**EXERCISE GOAL**
Check every line of the entries for "with", and copy the lines that hold it.

START

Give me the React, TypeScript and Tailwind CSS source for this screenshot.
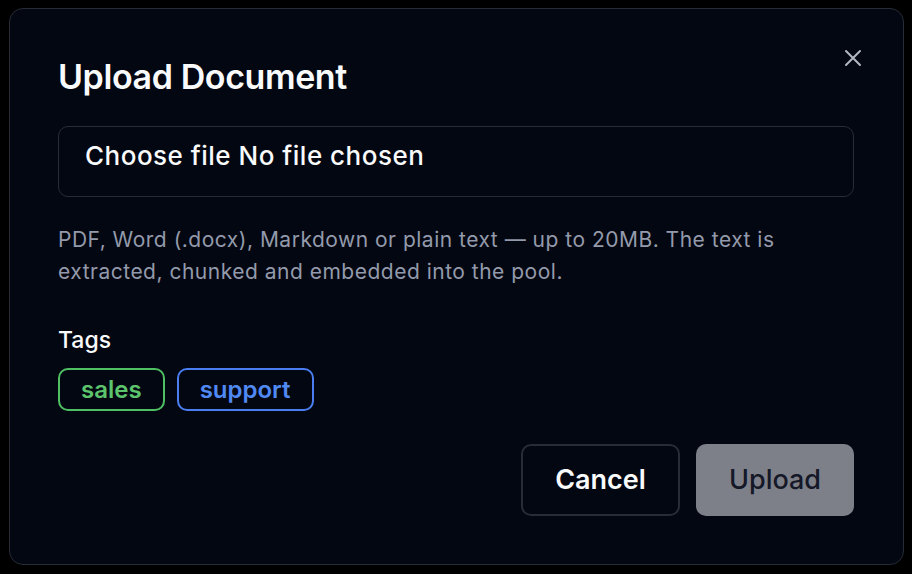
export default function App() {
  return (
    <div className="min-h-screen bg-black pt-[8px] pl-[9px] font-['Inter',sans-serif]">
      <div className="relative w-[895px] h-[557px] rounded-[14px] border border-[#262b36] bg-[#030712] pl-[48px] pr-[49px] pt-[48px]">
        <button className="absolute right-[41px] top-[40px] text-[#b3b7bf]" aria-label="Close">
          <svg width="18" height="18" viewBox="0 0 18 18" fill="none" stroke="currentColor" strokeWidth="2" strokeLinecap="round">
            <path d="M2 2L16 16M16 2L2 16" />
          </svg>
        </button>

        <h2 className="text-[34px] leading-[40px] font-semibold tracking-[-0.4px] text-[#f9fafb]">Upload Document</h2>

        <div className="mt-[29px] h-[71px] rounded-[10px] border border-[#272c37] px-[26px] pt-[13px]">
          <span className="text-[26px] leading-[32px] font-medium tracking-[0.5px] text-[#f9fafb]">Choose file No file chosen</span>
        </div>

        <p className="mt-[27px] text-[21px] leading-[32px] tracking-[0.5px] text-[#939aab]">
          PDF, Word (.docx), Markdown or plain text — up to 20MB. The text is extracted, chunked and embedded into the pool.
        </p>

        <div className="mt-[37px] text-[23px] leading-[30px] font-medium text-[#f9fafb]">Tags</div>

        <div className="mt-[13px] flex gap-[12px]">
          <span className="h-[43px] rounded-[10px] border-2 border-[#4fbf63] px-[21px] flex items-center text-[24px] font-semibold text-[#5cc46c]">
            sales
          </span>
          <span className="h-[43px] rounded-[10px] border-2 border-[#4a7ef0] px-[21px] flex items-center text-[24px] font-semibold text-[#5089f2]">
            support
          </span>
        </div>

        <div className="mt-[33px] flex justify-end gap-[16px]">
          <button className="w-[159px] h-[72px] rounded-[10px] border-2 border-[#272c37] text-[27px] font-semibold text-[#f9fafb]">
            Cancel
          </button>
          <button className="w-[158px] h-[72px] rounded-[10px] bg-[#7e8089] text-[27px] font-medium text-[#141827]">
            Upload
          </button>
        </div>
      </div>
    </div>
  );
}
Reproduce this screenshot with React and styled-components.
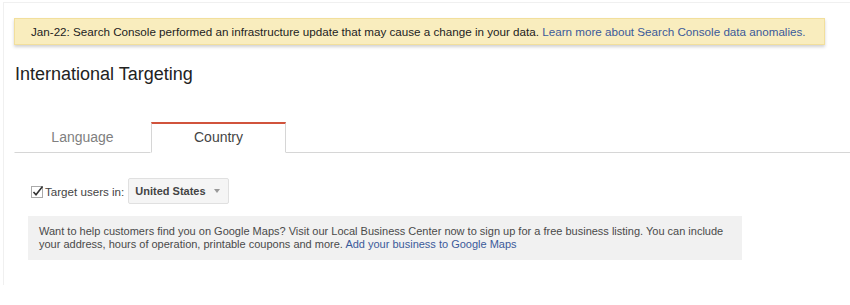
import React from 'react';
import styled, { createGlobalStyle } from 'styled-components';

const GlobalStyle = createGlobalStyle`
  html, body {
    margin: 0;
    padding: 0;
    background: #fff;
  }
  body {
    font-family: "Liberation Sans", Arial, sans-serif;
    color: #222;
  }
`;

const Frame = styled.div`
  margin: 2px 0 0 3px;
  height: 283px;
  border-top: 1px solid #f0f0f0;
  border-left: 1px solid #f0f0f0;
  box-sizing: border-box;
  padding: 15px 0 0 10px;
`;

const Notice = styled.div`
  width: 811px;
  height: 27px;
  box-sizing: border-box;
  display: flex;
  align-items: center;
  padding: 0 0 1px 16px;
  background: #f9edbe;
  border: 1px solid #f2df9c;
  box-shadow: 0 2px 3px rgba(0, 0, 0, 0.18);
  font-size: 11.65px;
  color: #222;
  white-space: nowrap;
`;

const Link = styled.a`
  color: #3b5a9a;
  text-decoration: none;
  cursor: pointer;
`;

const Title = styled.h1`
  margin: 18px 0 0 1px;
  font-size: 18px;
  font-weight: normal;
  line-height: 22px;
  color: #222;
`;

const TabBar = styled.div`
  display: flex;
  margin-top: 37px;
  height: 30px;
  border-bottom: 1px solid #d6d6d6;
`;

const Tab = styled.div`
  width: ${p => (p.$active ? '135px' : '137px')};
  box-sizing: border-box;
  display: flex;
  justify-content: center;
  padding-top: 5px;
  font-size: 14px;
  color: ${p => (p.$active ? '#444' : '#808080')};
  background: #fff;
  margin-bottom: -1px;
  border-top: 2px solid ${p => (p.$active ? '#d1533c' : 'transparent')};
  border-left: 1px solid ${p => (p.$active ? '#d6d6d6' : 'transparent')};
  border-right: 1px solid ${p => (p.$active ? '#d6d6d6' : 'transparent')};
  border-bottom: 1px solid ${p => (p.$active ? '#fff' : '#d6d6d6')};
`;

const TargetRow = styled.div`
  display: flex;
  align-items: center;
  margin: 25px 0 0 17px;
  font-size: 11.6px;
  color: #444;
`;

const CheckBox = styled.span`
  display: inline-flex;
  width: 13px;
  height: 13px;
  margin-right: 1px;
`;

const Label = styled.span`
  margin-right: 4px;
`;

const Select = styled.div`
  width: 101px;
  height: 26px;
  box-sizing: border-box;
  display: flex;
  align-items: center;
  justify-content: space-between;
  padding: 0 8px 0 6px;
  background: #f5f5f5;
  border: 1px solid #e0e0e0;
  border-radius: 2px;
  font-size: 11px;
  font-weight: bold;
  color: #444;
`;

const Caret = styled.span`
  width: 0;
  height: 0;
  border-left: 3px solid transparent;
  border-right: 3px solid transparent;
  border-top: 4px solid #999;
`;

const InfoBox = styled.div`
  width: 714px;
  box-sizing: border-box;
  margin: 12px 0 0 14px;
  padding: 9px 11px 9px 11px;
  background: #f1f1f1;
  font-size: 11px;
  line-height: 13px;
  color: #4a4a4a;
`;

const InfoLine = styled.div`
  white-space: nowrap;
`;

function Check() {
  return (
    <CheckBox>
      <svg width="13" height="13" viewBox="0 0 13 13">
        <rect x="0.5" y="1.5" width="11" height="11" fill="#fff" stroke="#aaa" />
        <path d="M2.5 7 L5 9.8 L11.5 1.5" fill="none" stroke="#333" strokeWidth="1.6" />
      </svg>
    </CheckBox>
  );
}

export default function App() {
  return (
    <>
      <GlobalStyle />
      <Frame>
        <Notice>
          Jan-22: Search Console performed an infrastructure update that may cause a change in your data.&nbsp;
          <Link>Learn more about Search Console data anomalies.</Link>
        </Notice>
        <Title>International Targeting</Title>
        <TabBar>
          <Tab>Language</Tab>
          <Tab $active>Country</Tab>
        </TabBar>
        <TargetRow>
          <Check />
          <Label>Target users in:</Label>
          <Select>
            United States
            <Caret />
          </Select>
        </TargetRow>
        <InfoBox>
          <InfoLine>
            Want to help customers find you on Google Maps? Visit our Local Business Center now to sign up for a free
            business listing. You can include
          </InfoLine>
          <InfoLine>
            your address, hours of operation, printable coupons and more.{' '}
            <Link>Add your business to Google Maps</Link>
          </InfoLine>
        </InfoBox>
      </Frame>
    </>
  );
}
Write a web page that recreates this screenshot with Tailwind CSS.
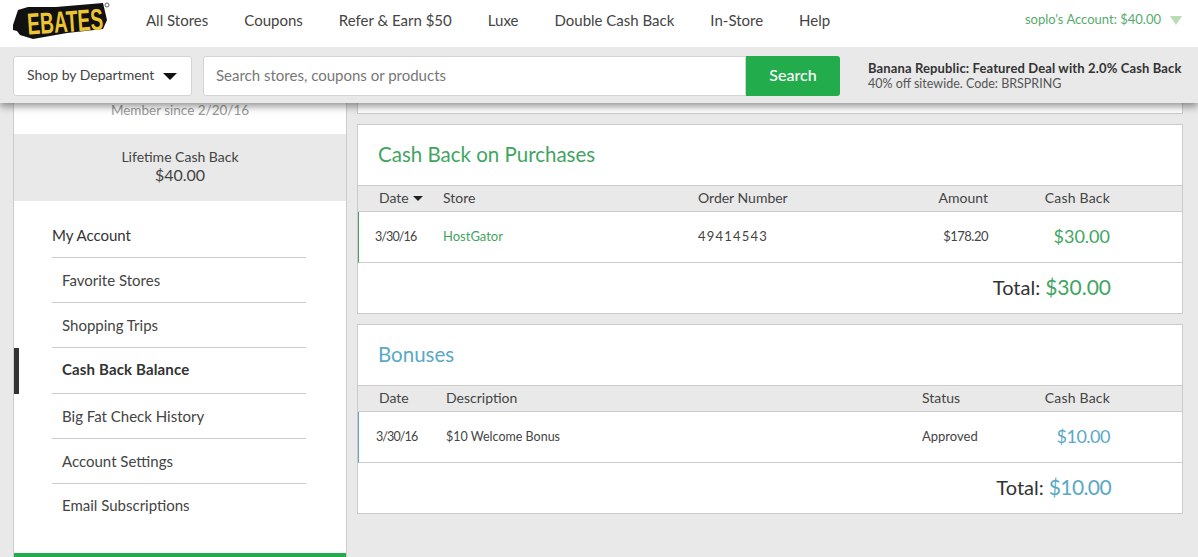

END

**WRITTEN REPLY**
Reproduce this screenshot with React and styled-components.
Write a web page that recreates this screenshot with Tailwind CSS.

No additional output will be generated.